WHAT IS BEING ASKED »
Give the lines again exactly, from the one holding "Output the component" to the last line of the listing below, both ends included and nothing added.

AVAILABLE DATA »
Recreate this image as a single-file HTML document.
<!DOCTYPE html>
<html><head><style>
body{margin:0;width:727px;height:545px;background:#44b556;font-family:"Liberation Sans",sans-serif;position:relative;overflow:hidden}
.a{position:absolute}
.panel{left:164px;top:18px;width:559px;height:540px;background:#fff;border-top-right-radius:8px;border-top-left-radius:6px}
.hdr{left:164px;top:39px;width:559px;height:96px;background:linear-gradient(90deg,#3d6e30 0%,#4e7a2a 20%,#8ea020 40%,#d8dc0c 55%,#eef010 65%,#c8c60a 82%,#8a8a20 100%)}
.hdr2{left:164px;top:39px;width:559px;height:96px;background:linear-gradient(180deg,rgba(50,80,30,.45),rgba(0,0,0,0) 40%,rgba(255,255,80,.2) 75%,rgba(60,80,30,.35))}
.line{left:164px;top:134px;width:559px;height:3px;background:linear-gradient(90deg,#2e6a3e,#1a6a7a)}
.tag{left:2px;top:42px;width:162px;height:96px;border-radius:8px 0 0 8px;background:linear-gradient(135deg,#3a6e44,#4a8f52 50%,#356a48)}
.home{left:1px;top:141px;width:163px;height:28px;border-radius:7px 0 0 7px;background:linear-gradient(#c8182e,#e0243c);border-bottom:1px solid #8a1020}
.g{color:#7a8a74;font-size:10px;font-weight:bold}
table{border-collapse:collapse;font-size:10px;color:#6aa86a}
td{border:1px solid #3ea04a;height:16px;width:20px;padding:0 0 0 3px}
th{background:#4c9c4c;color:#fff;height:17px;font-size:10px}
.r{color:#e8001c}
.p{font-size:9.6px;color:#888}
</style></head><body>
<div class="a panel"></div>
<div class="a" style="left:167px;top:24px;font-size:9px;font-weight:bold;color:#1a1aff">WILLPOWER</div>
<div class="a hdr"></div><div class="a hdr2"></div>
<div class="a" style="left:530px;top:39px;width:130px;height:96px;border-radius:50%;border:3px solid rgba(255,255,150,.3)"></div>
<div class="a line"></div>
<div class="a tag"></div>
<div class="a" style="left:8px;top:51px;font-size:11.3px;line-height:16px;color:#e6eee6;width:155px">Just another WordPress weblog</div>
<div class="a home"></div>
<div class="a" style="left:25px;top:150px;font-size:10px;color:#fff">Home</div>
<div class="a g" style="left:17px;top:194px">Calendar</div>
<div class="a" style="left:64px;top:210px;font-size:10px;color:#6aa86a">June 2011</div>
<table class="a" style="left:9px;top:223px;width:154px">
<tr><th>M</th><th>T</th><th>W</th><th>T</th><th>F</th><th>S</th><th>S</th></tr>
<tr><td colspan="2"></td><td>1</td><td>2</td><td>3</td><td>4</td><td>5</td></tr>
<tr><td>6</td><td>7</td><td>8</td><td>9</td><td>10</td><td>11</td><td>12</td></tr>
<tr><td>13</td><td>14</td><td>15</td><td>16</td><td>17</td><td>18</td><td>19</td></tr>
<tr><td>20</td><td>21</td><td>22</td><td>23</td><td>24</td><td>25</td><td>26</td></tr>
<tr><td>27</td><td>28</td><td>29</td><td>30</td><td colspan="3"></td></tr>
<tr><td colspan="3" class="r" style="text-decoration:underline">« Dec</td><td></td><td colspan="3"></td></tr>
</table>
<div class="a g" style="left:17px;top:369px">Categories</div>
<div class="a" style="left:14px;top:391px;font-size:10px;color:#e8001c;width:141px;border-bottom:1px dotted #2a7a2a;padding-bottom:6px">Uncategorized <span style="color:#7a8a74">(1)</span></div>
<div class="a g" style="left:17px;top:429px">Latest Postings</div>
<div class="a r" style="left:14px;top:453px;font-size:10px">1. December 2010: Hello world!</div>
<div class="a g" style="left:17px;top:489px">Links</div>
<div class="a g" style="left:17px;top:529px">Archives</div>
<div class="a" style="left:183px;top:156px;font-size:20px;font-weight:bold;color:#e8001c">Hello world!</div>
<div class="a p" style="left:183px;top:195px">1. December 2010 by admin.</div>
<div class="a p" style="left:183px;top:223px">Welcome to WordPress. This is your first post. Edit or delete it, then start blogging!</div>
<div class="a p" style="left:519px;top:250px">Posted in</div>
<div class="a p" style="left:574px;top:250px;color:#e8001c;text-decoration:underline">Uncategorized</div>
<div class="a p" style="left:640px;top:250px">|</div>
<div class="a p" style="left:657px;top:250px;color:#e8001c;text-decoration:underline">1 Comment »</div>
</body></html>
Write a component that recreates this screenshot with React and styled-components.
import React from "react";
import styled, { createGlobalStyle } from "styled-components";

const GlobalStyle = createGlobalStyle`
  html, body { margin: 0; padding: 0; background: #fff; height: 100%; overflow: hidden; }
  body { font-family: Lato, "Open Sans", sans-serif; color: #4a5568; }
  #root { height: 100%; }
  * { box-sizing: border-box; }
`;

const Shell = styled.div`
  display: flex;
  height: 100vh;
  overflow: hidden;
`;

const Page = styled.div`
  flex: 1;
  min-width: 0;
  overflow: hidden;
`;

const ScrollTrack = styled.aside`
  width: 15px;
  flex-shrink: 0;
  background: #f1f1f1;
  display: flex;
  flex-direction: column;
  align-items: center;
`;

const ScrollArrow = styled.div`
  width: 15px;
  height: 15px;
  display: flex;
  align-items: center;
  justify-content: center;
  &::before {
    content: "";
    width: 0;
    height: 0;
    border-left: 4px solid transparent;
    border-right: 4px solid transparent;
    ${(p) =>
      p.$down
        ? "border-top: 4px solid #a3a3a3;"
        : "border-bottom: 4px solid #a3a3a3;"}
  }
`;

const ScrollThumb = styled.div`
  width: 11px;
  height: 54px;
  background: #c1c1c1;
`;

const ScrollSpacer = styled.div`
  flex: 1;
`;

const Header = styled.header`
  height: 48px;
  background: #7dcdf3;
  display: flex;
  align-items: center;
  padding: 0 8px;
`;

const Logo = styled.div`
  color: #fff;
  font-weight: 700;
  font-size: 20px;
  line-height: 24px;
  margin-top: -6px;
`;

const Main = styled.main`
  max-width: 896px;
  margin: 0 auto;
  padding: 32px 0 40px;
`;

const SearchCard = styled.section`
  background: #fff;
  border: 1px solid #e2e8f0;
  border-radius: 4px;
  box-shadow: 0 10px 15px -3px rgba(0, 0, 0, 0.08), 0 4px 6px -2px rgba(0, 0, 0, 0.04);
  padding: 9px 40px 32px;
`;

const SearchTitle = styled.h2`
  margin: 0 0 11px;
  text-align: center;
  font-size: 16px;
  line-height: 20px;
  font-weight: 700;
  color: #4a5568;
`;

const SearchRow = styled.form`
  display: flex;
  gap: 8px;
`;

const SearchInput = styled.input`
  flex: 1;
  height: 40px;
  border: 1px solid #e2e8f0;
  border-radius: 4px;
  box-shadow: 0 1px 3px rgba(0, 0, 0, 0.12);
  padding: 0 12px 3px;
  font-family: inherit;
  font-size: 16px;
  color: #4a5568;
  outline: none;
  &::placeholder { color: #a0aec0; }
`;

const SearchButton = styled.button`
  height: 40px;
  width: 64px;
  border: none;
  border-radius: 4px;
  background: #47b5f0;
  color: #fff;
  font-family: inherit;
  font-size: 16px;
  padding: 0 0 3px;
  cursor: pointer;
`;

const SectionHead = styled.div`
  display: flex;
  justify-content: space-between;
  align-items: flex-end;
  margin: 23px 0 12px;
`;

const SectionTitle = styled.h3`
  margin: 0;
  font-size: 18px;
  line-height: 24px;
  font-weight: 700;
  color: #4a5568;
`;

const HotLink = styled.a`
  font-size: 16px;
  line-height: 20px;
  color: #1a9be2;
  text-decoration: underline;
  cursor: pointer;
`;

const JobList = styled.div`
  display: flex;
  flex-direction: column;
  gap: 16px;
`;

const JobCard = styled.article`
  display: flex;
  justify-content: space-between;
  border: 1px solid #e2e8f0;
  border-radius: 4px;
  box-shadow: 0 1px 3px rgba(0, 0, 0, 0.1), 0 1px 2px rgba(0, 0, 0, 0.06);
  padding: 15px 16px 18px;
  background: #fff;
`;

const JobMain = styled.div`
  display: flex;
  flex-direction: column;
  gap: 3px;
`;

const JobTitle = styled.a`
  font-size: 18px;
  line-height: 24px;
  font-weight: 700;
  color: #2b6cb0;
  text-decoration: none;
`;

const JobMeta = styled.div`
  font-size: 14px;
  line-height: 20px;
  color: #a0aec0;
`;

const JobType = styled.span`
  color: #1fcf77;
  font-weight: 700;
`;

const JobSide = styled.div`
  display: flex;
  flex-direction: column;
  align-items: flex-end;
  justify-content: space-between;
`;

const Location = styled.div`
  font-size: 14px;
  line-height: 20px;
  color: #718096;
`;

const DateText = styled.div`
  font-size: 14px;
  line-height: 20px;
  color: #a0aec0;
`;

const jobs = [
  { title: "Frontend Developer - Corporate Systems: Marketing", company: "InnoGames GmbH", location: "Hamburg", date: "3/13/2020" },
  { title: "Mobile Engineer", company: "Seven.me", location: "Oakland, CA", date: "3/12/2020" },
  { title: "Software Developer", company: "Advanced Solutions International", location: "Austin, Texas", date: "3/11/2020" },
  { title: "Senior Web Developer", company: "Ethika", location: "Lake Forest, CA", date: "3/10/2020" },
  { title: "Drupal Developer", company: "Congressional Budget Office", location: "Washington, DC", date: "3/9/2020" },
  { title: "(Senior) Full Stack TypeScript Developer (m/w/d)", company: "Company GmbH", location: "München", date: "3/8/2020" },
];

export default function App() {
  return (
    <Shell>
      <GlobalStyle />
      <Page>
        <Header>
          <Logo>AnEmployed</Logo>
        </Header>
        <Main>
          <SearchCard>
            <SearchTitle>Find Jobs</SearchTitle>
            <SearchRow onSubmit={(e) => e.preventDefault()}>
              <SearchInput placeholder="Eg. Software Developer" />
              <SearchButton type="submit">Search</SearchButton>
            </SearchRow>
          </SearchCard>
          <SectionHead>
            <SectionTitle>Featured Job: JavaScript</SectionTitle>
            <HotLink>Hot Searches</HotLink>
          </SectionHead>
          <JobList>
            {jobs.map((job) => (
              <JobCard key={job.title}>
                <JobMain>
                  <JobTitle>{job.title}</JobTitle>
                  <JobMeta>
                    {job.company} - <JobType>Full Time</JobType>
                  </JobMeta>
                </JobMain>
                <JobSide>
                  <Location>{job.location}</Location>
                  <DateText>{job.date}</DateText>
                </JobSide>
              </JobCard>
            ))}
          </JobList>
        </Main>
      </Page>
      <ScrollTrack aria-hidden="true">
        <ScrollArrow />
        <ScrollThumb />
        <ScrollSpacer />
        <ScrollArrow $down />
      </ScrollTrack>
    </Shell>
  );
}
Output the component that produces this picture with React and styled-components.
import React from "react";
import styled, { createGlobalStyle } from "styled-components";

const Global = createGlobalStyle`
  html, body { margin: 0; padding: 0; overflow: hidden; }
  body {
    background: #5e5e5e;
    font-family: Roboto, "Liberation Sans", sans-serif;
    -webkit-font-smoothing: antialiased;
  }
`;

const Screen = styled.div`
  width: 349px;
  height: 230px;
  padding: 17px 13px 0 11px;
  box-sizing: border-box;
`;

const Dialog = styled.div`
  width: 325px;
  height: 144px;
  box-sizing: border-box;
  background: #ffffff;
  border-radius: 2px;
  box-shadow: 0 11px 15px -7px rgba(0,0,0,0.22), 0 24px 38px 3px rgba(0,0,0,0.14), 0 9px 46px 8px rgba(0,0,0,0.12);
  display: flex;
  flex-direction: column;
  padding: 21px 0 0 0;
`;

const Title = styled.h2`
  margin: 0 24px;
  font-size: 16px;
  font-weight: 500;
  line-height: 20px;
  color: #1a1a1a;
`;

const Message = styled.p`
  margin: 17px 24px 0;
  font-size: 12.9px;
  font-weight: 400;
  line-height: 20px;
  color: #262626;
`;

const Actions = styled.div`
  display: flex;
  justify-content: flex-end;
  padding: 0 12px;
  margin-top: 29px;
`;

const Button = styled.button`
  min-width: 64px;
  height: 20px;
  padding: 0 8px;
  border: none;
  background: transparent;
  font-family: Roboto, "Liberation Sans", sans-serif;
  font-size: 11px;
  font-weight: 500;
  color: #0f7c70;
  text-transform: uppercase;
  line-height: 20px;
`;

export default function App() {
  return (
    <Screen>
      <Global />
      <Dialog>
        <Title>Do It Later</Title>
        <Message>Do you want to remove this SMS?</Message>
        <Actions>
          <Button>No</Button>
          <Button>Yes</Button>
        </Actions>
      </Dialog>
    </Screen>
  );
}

ANSWER FOR THE TASK »
Output the component that produces this picture with React and styled-components.
import React from "react";
import styled, { createGlobalStyle } from "styled-components";

const Global = createGlobalStyle`
  html, body { margin: 0; padding: 0; overflow: hidden; }
  body {
    background: #5e5e5e;
    font-family: Roboto, "Liberation Sans", sans-serif;
    -webkit-font-smoothing: antialiased;
  }
`;

const Screen = styled.div`
  width: 349px;
  height: 230px;
  padding: 17px 13px 0 11px;
  box-sizing: border-box;
`;

const Dialog = styled.div`
  width: 325px;
  height: 144px;
  box-sizing: border-box;
  background: #ffffff;
  border-radius: 2px;
  box-shadow: 0 11px 15px -7px rgba(0,0,0,0.22), 0 24px 38px 3px rgba(0,0,0,0.14), 0 9px 46px 8px rgba(0,0,0,0.12);
  display: flex;
  flex-direction: column;
  padding: 21px 0 0 0;
`;

const Title = styled.h2`
  margin: 0 24px;
  font-size: 16px;
  font-weight: 500;
  line-height: 20px;
  color: #1a1a1a;
`;

const Message = styled.p`
  margin: 17px 24px 0;
  font-size: 12.9px;
  font-weight: 400;
  line-height: 20px;
  color: #262626;
`;

const Actions = styled.div`
  display: flex;
  justify-content: flex-end;
  padding: 0 12px;
  margin-top: 29px;
`;

const Button = styled.button`
  min-width: 64px;
  height: 20px;
  padding: 0 8px;
  border: none;
  background: transparent;
  font-family: Roboto, "Liberation Sans", sans-serif;
  font-size: 11px;
  font-weight: 500;
  color: #0f7c70;
  text-transform: uppercase;
  line-height: 20px;
`;

export default function App() {
  return (
    <Screen>
      <Global />
      <Dialog>
        <Title>Do It Later</Title>
        <Message>Do you want to remove this SMS?</Message>
        <Actions>
          <Button>No</Button>
          <Button>Yes</Button>
        </Actions>
      </Dialog>
    </Screen>
  );
}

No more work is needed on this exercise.